• **What you will do**
Scan the lines below for the word "this". Copy each line you find it in.
'''
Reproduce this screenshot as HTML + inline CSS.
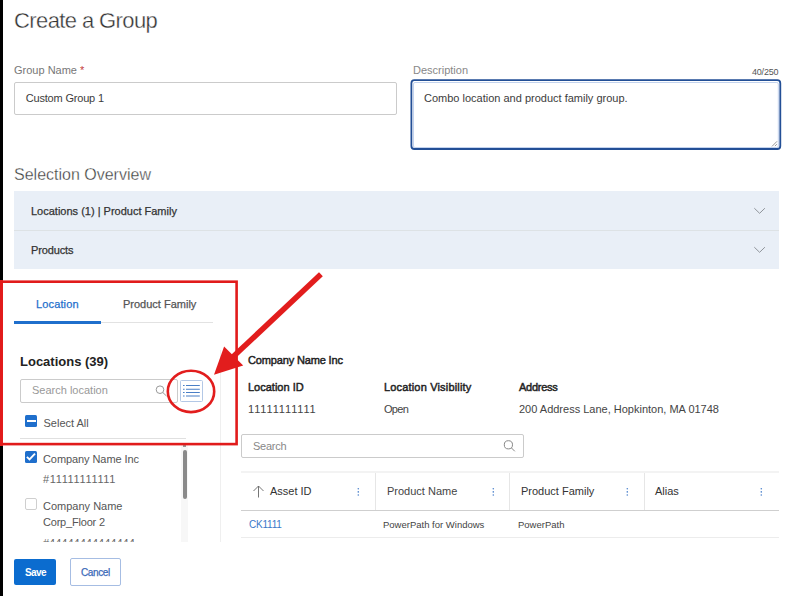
<!DOCTYPE html>
<html><head><meta charset="utf-8">
<style>
*{box-sizing:border-box;margin:0;padding:0}
html,body{width:800px;height:596px;overflow:hidden;background:#fff;font-family:"Liberation Sans",sans-serif;color:#333}
.a{position:absolute;white-space:nowrap;line-height:normal}
.t{position:absolute;white-space:nowrap;line-height:normal;font-size:11px}
.ln{position:absolute}
.inp{position:absolute;border:1px solid #cbcbcb;border-radius:2px;background:#fff}
.med{-webkit-text-stroke:0.25px currentColor}
.b{font-weight:bold}
</style></head><body>
<div class="ln" style="left:0;top:0;width:3px;height:596px;background:#000"></div>

<div class="a" id="t_title" style="left:14px;top:8px;font-size:22px;letter-spacing:-0.6px;color:#333;-webkit-text-stroke:0.35px #fff">Create a Group</div>

<div class="t" id="t_gn" style="left:14px;top:64px;color:#777">Group Name <span style="color:#c43c3c">*</span></div>
<div class="inp" style="left:14px;top:82px;width:383px;height:33px"></div>
<div class="t" id="t_cg" style="letter-spacing:-0.18px;left:25.7px;top:92px;color:#3c3c3c">Custom Group 1</div>

<div class="t" id="t_desc" style="left:413px;top:64px;color:#888">Description</div>
<div class="a" id="t_cnt" style="letter-spacing:-0.2px;left:752px;top:67px;font-size:9px;color:#555">40/250</div>
<svg class="ln" style="left:405px;top:74px" width="382" height="82"><rect x="8.5" y="8.5" width="364.8" height="65" rx="1.5" fill="none" stroke="#c3d3ee" stroke-width="1"/><rect x="6.4" y="6.2" width="368.9" height="68.8" rx="3" fill="none" stroke="#234f96" stroke-width="1.8"/><path d="M367 72.4 L372 67.3 M369.9 72.1 L371.9 70.2" stroke="#808080" stroke-width="0.8"/></svg>
<div class="t" id="t_combo" style="left:424px;top:92px;color:#3c3c3c">Combo location and product family group.</div>

<div class="a" id="t_so" style="left:14px;top:166px;font-size:16px;color:#3a3a3a;-webkit-text-stroke:0.3px #fff">Selection Overview</div>
<div class="ln" style="left:14px;top:191px;width:765px;height:78px;background:#e9eff7"></div>
<div class="ln" style="left:14px;top:230px;width:765px;height:1px;background:#dde2e5"></div>
<div class="t med" id="t_loc1" style="left:31px;top:205px;color:#333">Locations (1) | Product Family</div>
<div class="t med" id="t_prod" style="letter-spacing:-0.14px;left:31px;top:244px;color:#333">Products</div>
<svg class="ln" style="left:752px;top:205px" width="14" height="10"><path d="M2.3 3.2 L7.6 8.3 L12.9 3.2" fill="none" stroke="#8f949a" stroke-width="1"/></svg>
<svg class="ln" style="left:752px;top:244px" width="14" height="10"><path d="M2.3 3.2 L7.6 8.3 L12.9 3.2" fill="none" stroke="#8f949a" stroke-width="1"/></svg>

<!-- left panel -->
<div class="t med" id="t_tabloc" style="letter-spacing:0.14px;left:36px;top:298px;color:#1f6fcc">Location</div>
<div class="t med" id="t_tabpf" style="left:123px;top:298px;color:#555">Product Family</div>
<div class="ln" style="left:14px;top:322px;width:199px;height:1px;background:#e2e2e2"></div>
<div class="ln" style="left:14px;top:321px;width:87px;height:3px;background:#1f6fcc"></div>

<div class="a b" id="t_locs" style="left:20px;top:354px;font-size:13px;color:#222">Locations (39)</div>
<div class="inp" style="left:20px;top:379px;width:158px;height:24px"></div>
<div class="t" id="t_sl" style="left:32px;top:384px;color:#999">Search location</div>
<svg class="ln" style="left:153px;top:383px" width="16" height="16"><circle cx="7" cy="6.7" r="3.8" fill="none" stroke="#999" stroke-width="1"/><path d="M9.8 9.5 L13.5 13" stroke="#999" stroke-width="1"/></svg>
<div class="ln" style="left:180px;top:380px;width:23px;height:22px;border:1px solid #b3c8e6;border-radius:1.5px"></div>
<svg class="ln" style="left:180px;top:380px" width="23" height="22"><g stroke="#4a7fc6" stroke-width="1.15"><path d="M3 5.5h1.6M6 5.5h13.8M3 9.2h1.6M6 9.2h13.8M3 12.5h1.6M6 12.5h13.8M3 16h1.6M6 16h13.8"/></g></svg>

<div class="ln" style="left:25px;top:415px;width:12px;height:12px;background:#1f6fcc;border-radius:1.5px"></div>
<div class="ln" style="left:26.5px;top:419.5px;width:9px;height:2.5px;background:#fff"></div>
<div class="t" id="t_sa" style="left:43.5px;top:417px;color:#555">Select All</div>
<div class="ln" style="left:20px;top:438px;width:166px;height:1px;background:#e0e0e0"></div>

<div class="ln" style="left:220px;top:350px;width:1px;height:192px;background:#efefef"></div>

<div class="ln" style="left:0;top:445px;width:220px;height:97px;overflow:hidden">
  <div class="ln" style="left:181px;top:0;width:7px;height:97px;background:#f7f7f7"></div>
  <div class="ln" style="left:183px;top:0;width:3px;height:2px;background:#999"></div>
  <div class="ln" style="left:182.7px;top:4.7px;width:4px;height:49px;background:#8a8a8a;border-radius:2px"></div>
  <div class="ln" style="left:25px;top:6px;width:12px;height:12px;background:#1f6fcc;border-radius:1.5px"></div>
  <svg class="ln" style="left:25px;top:6px" width="12" height="12"><path d="M1.9 5.9 L4.5 8.4 L10 2.7" fill="none" stroke="#fff" stroke-width="1.9"/></svg>
  <div class="t" id="t_cni" style="letter-spacing:-0.08px;left:43px;top:8px;color:#555">Company Name Inc</div>
  <div class="t" id="t_h1" style="letter-spacing:0.65px;left:43px;top:28px;color:#666">#11111111111</div>
  <div class="ln" style="left:24.5px;top:53.3px;width:12px;height:11.5px;border:1px solid #cfcfcf;border-radius:2px"></div>
  <div class="t" id="t_cn" style="left:43px;top:54.5px;color:#555">Company Name</div>
  <div class="t" id="t_cf" style="letter-spacing:-0.2px;left:43px;top:71px;color:#555">Corp_Floor 2</div>
  <div class="t" style="left:43px;top:91.5px;color:#666">#44444444444444</div>
</div>

<!-- buttons -->
<div class="ln" style="left:14px;top:559px;width:42px;height:26px;background:#0b6ccf;border-radius:2px"></div>
<div class="a b" id="t_save" style="letter-spacing:-0.6px;left:25px;top:567px;font-size:10px;color:#fff">Save</div>
<div class="ln" style="left:70px;top:558px;width:51px;height:27.5px;border:1px solid #a6bde3;border-radius:2px"></div>
<div class="a med" id="t_cancel" style="letter-spacing:-0.4px;left:81px;top:567px;font-size:10px;color:#3a69b8">Cancel</div>

<!-- right -->
<div class="t" id="t_cni2" style="-webkit-text-stroke:0.45px #222;letter-spacing:-0.15px;left:248px;top:354px;color:#222">Company Name Inc</div>
<div class="t" id="t_lid" style="-webkit-text-stroke:0.45px #222;left:248px;top:381px;color:#222">Location ID</div>
<div class="t" id="t_lv" style="-webkit-text-stroke:0.45px #222;letter-spacing:0.17px;left:384px;top:381px;color:#222">Location Visibility</div>
<div class="t" id="t_addr" style="-webkit-text-stroke:0.45px #222;letter-spacing:-0.25px;left:519px;top:381px;color:#222">Address</div>
<div class="t" id="t_num" style="letter-spacing:0.86px;left:248px;top:403px;color:#444">11111111111</div>
<div class="t" id="t_open" style="letter-spacing:-0.7px;left:384px;top:403px;color:#444">Open</div>
<div class="t" id="t_addrv" style="left:519px;top:403px;color:#444">200 Address Lane, Hopkinton, MA 01748</div>

<div class="inp" style="left:241px;top:434px;width:283px;height:24px"></div>
<div class="t" id="t_search" style="letter-spacing:-0.25px;left:253px;top:440px;color:#888">Search</div>
<svg class="ln" style="left:500px;top:437px" width="18" height="18"><circle cx="8.4" cy="7.8" r="4.1" fill="none" stroke="#888" stroke-width="1"/><path d="M11.4 10.9 L14.8 14.3" stroke="#888" stroke-width="1"/></svg>

<div class="ln" style="left:241px;top:471px;width:538px;height:2px;background:#f3f3f3"></div>
<div class="ln" style="left:241px;top:510px;width:538px;height:1px;background:#cfcfcf"></div>
<div class="ln" style="left:241px;top:537px;width:538px;height:1px;background:#ececec"></div>
<div class="ln" style="left:375px;top:473px;width:1px;height:37px;background:#e6e6e6"></div>
<div class="ln" style="left:509px;top:473px;width:1px;height:37px;background:#e6e6e6"></div>
<div class="ln" style="left:644px;top:473px;width:1px;height:37px;background:#e6e6e6"></div>
<svg class="ln" style="left:250px;top:483px" width="16" height="16"><path d="M8.5 14.5 V3 M3.5 8 L8.5 3 L13.5 8" fill="none" stroke="#666" stroke-width="0.9"/></svg>
<div class="t" id="t_aid" style="left:270px;top:485px;color:#333">Asset ID</div>
<div class="t" id="t_pn" style="left:387px;top:485px;color:#444">Product Name</div>
<div class="t" id="t_pf" style="left:521px;top:485px;color:#333">Product Family</div>
<div class="t" id="t_alias" style="left:655px;top:485px;color:#333">Alias</div>
<svg class="ln" style="left:356px;top:486px" width="5" height="12"><g fill="#4d82cc"><circle cx="2.3" cy="2.8" r="0.8"/><circle cx="2.3" cy="5.9" r="0.8"/><circle cx="2.3" cy="9" r="0.8"/></g></svg>
<svg class="ln" style="left:491px;top:486px" width="5" height="12"><g fill="#4d82cc"><circle cx="2.3" cy="2.8" r="0.8"/><circle cx="2.3" cy="5.9" r="0.8"/><circle cx="2.3" cy="9" r="0.8"/></g></svg>
<svg class="ln" style="left:625px;top:486px" width="5" height="12"><g fill="#4d82cc"><circle cx="2.3" cy="2.8" r="0.8"/><circle cx="2.3" cy="5.9" r="0.8"/><circle cx="2.3" cy="9" r="0.8"/></g></svg>
<svg class="ln" style="left:759px;top:486px" width="5" height="12"><g fill="#4d82cc"><circle cx="2.3" cy="2.8" r="0.8"/><circle cx="2.3" cy="5.9" r="0.8"/><circle cx="2.3" cy="9" r="0.8"/></g></svg>
<div class="a" id="t_ck" style="letter-spacing:-0.2px;left:249px;top:519px;font-size:10px;color:#3a78c8">CK1111</div>
<div class="a" id="t_ppw" style="left:383px;top:519px;font-size:9.5px;color:#444">PowerPath for Windows</div>
<div class="a" id="t_pp" style="left:518px;top:519px;font-size:9.5px;color:#444">PowerPath</div>

<!-- annotations -->
<div class="ln" style="left:0;top:280px;width:3px;height:165.5px;background:#e31f1f"></div>
<svg class="ln" style="left:0;top:0" width="800" height="596">
  <rect x="1.3" y="281.7" width="235.3" height="162.4" fill="none" stroke="#e11b1b" stroke-width="2.6"/>
  <ellipse cx="191" cy="391.4" rx="23.2" ry="20.7" fill="none" stroke="#e21d1d" stroke-width="2.6"/>
  <path d="M320.9 274.2 L232 357.8" stroke="#e21d1d" stroke-width="5.5" fill="none"/>
  <path d="M214 374.7 L224.1 346.5 L243.2 365.6 Z" fill="#e21d1d"/>
</svg>
</body></html>
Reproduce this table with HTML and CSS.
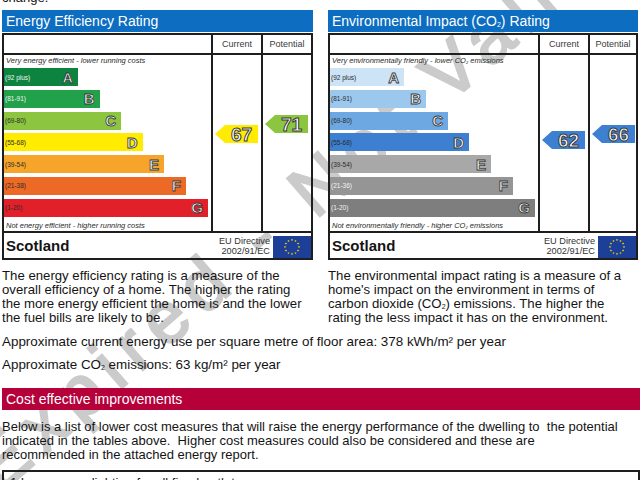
FILE: index.html
```html
<!DOCTYPE html>
<html lang="en">
<head>
<meta charset="utf-8">
<title>Energy Performance Certificate</title>
<link rel="stylesheet" href="styles.css">
</head>
<body>
<div class="page">
  <div class="watermark" aria-hidden="true">Expired - Not Valid</div>

  <p class="cut">change.</p>

  <div class="ratings">
    <section class="panel">
      <h2 class="panel-title">Energy Efficiency Rating</h2>
      <div class="chart">
        <div class="chart-grid">
          <div class="hd"></div>
          <div class="hd col">Current</div>
          <div class="hd col">Potential</div>
          <div class="scale">
            <div class="note">Very energy efficient - lower running costs</div>
            <div class="bars">
              <div class="bar ee-a light" style="width:74px"><span class="range">(92 plus)</span><span class="band">A</span></div>
              <div class="bar ee-b light" style="width:95.5px"><span class="range">(81-91)</span><span class="band">B</span></div>
              <div class="bar ee-c" style="width:117px"><span class="range">(69-80)</span><span class="band">C</span></div>
              <div class="bar ee-d" style="width:138.5px"><span class="range">(55-68)</span><span class="band">D</span></div>
              <div class="bar ee-e" style="width:160px"><span class="range">(39-54)</span><span class="band">E</span></div>
              <div class="bar ee-f" style="width:182px"><span class="range">(21-38)</span><span class="band">F</span></div>
              <div class="bar ee-g" style="width:204px"><span class="range">(1-20)</span><span class="band">G</span></div>
            </div>
            <div class="note bottom">Not energy efficient - higher running costs</div>
          </div>
          <div class="col cell"><div class="arrow ee-d" style="margin-top:70px">67</div></div>
          <div class="col cell"><div class="arrow ee-c" style="margin-top:60px">71</div></div>
        </div>
        <div class="chart-foot">
          <span class="region">Scotland</span>
          <span class="directive">EU Directive<br>2002/91/EC</span>
          <svg class="flag" viewBox="0 0 38 22" aria-hidden="true">
            <defs>
              <polygon id="eu-star" points="0,-1.3 0.3,-0.4 1.24,-0.4 0.48,0.15 0.77,1.05 0,0.5 -0.77,1.05 -0.48,0.15 -1.24,-0.4 -0.3,-0.4" fill="#ffdd00"/>
            </defs>
            <rect width="38" height="22" fill="#1d3f97"/>
            <use href="#eu-star" x="19" y="4"/><use href="#eu-star" x="22.5" y="4.94"/><use href="#eu-star" x="25.06" y="7.5"/>
            <use href="#eu-star" x="26" y="11"/><use href="#eu-star" x="25.06" y="14.5"/><use href="#eu-star" x="22.5" y="17.06"/>
            <use href="#eu-star" x="19" y="18"/><use href="#eu-star" x="15.5" y="17.06"/><use href="#eu-star" x="12.94" y="14.5"/>
            <use href="#eu-star" x="12" y="11"/><use href="#eu-star" x="12.94" y="7.5"/><use href="#eu-star" x="15.5" y="4.94"/>
          </svg>
        </div>
      </div>
    </section>

    <section class="panel env">
      <h2 class="panel-title">Environmental Impact (CO<sub>2</sub>) Rating</h2>
      <div class="chart">
        <div class="chart-grid">
          <div class="hd"></div>
          <div class="hd col">Current</div>
          <div class="hd col">Potential</div>
          <div class="scale">
            <div class="note">Very environmentally friendly - lower CO<sub>2</sub> emissions</div>
            <div class="bars">
              <div class="bar ei-a" style="width:74px"><span class="range">(92 plus)</span><span class="band">A</span></div>
              <div class="bar ei-b" style="width:96px"><span class="range">(81-91)</span><span class="band">B</span></div>
              <div class="bar ei-c" style="width:118px"><span class="range">(69-80)</span><span class="band">C</span></div>
              <div class="bar ei-d" style="width:139px"><span class="range">(55-68)</span><span class="band">D</span></div>
              <div class="bar ei-e" style="width:161px"><span class="range">(39-54)</span><span class="band">E</span></div>
              <div class="bar ei-f light" style="width:183px"><span class="range">(21-36)</span><span class="band">F</span></div>
              <div class="bar ei-g light" style="width:205px"><span class="range">(1-20)</span><span class="band">G</span></div>
            </div>
            <div class="note bottom">Not environmentally friendly - higher CO<sub>2</sub> emissions</div>
          </div>
          <div class="col cell"><div class="arrow ei-d" style="margin-top:76px">62</div></div>
          <div class="col cell"><div class="arrow ei-d" style="margin-top:70px">66</div></div>
        </div>
        <div class="chart-foot">
          <span class="region">Scotland</span>
          <span class="directive">EU Directive<br>2002/91/EC</span>
          <svg class="flag" viewBox="0 0 38 22" aria-hidden="true">
            <rect width="38" height="22" fill="#1d3f97"/>
            <use href="#eu-star" x="19" y="4"/><use href="#eu-star" x="22.5" y="4.94"/><use href="#eu-star" x="25.06" y="7.5"/>
            <use href="#eu-star" x="26" y="11"/><use href="#eu-star" x="25.06" y="14.5"/><use href="#eu-star" x="22.5" y="17.06"/>
            <use href="#eu-star" x="19" y="18"/><use href="#eu-star" x="15.5" y="17.06"/><use href="#eu-star" x="12.94" y="14.5"/>
            <use href="#eu-star" x="12" y="11"/><use href="#eu-star" x="12.94" y="7.5"/><use href="#eu-star" x="15.5" y="4.94"/>
          </svg>
        </div>
      </div>
    </section>

    <p class="desc">The energy efficiency rating is a measure of the<br>overall efficiency of a home. The higher the rating<br>the more energy efficient the home is and the lower<br>the fuel bills are likely to be.</p>
    <p class="desc">The environmental impact rating is a measure of a<br>home's impact on the environment in terms of<br>carbon dioxide (CO<sub>2</sub>) emissions. The higher the<br>rating the less impact it has on the environment.</p>
  </div>

  <p class="approx first">Approximate current energy use per square metre of floor area: 378 kWh/m² per year</p>
  <p class="approx">Approximate CO<sub>2</sub> emissions: 63 kg/m² per year</p>

  <h2 class="section-bar">Cost effective improvements</h2>
  <p class="intro">Below is a list of lower cost measures that will raise the energy performance of the dwelling to &nbsp;the potential<br>indicated in the tables above. &nbsp;Higher cost measures could also be considered and these are<br>recommended in the attached energy report.</p>

  <div class="measures">1 Low energy lighting for all fixed outlets</div>
</div>
</body>
</html>
```

FILE: styles.css
```css
html, body {
  margin: 0;
  padding: 0;
  background: #ffffff;
  overflow: hidden;
}

body {
  font-family: "Liberation Sans", Arial, Helvetica, sans-serif;
  color: #141414;
}

sub {
  line-height: 0;
}

.page {
  position: relative;
  z-index: 0;
  padding-left: 2px;
  height: 480px;
  overflow: hidden;
}

.cut {
  margin: -9px 0 0 0;
  font-size: 13px;
  line-height: 14px;
  height: 14px;
}

.ratings {
  display: grid;
  grid-template-columns: 311px 310px;
  column-gap: 15px;
  margin-top: 5px;
}

.panel-title {
  margin: 0 0 1px 0;
  height: 22px;
  line-height: 23px;
  padding-left: 4px;
  background: #0c6dc1;
  color: #ffffff;
  font-size: 14px;
  font-weight: normal;
  white-space: nowrap;
}

.panel-title sub {
  font-size: 7px;
  vertical-align: -1px;
}

.chart {
  border: 2px solid #1e1e1e;
}

.chart-grid {
  display: grid;
  grid-template-columns: 1fr 50px 50px;
  grid-template-rows: 20px 176px;
}

.env .chart-grid {
  grid-template-columns: 1fr 50px 48px;
}

.hd {
  border-bottom: 2px solid #1e1e1e;
  font-size: 9px;
  line-height: 18px;
  text-align: center;
  color: #3a3a3a;
}

.col {
  border-left: 2px solid #1e1e1e;
}

.scale {
  display: flex;
  flex-direction: column;
}

.note {
  font-size: 7.5px;
  font-style: italic;
  color: #2a2a2a;
  line-height: 12px;
  padding-left: 2px;
  white-space: nowrap;
}

.note sub {
  font-size: 4px;
  vertical-align: -1px;
}

.note.bottom {
  margin-top: auto;
  line-height: 11px;
}

.bars {
  display: flex;
  flex-direction: column;
  gap: 3.8px;
  margin-top: 1px;
}

.bar {
  height: 18px;
  display: flex;
  align-items: center;
  justify-content: space-between;
  box-sizing: border-box;
  padding: 0 5px 0 1px;
}

.range {
  font-size: 6.5px;
  color: #2b2b2b;
}

.bar.light .range {
  color: #f2f2f2;
}

.band {
  font-size: 15px;
  font-weight: bold;
  color: #ffffff;
  -webkit-text-stroke: 0.9px #3a3a3a;
  line-height: 1;
}

.cell {
  display: flex;
  flex-direction: column;
  align-items: flex-start;
}

.arrow {
  width: 43px;
  height: 18px;
  margin-left: 2px;
  box-sizing: border-box;
  padding-left: 10px;
  clip-path: polygon(0 50%, 10px 0, 100% 0, 100% 100%, 10px 100%);
  font-size: 19px;
  font-weight: bold;
  line-height: 19px;
  text-align: center;
  color: #ffffff;
  -webkit-text-stroke: 1px #3a3a3a;
}

.ee-a { background: #0c843f; }
.ee-b { background: #21a24a; }
.ee-c { background: #8cc53f; }
.ee-d { background: #ffec00; }
.ee-e { background: #f6a52a; }
.ee-f { background: #ec6a26; }
.ee-g { background: #e2202a; }

.ei-a { background: #cde3f6; }
.ei-b { background: #9dc8ee; }
.ei-c { background: #6ea8e2; }
.ei-d { background: #3d80d1; }
.ei-e { background: #a8a8a8; }
.ei-f { background: #959595; }
.ei-g { background: #7e7e7e; }

.chart-foot {
  border-top: 2px solid #1e1e1e;
  height: 25px;
  display: flex;
  align-items: center;
}

.region {
  font-size: 15px;
  font-weight: bold;
  padding-left: 2px;
  flex: 1;
}

.directive {
  font-size: 9.2px;
  line-height: 10px;
  text-align: right;
  color: #333333;
  padding-right: 3px;
}

.flag {
  width: 38px;
  height: 22px;
  align-self: flex-end;
  display: block;
}

.desc {
  margin: 9px 0 0 0;
  font-size: 13.2px;
  line-height: 14px;
  white-space: nowrap;
}

.desc sub {
  font-size: 7px;
  vertical-align: -1px;
}

.approx {
  margin: 9px 0 0 0;
  font-size: 13.4px;
  line-height: 14px;
}

.approx.first {
  margin-top: 10px;
}

.approx sub {
  font-size: 7px;
  vertical-align: -1px;
}

.section-bar {
  margin: 16px 0 0 0;
  height: 22px;
  line-height: 22px;
  background: #b5003a;
  color: #ffffff;
  font-size: 14px;
  font-weight: normal;
  padding-left: 4px;
}

.intro {
  margin: 10px 0 0 0;
  font-size: 13px;
  line-height: 14px;
  white-space: nowrap;
}

.measures {
  margin-top: 8px;
  border: 2px solid #1e1e1e;
  padding: 4px 6px;
  font-size: 13px;
  line-height: 14px;
}

.watermark {
  position: absolute;
  z-index: -1;
  left: -40px;
  top: 448px;
  transform-origin: 0 0;
  transform: rotate(-41deg);
  font-size: 72px;
  letter-spacing: 11px;
  white-space: nowrap;
  color: #cbcbcb;
  -webkit-text-stroke: 2.5px #cbcbcb;
  pointer-events: none;
  line-height: 1;
}
```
'''
• **Complete output**
Reproduce this screenshot as HTML + inline CSS.
Reproduce this table with HTML and CSS.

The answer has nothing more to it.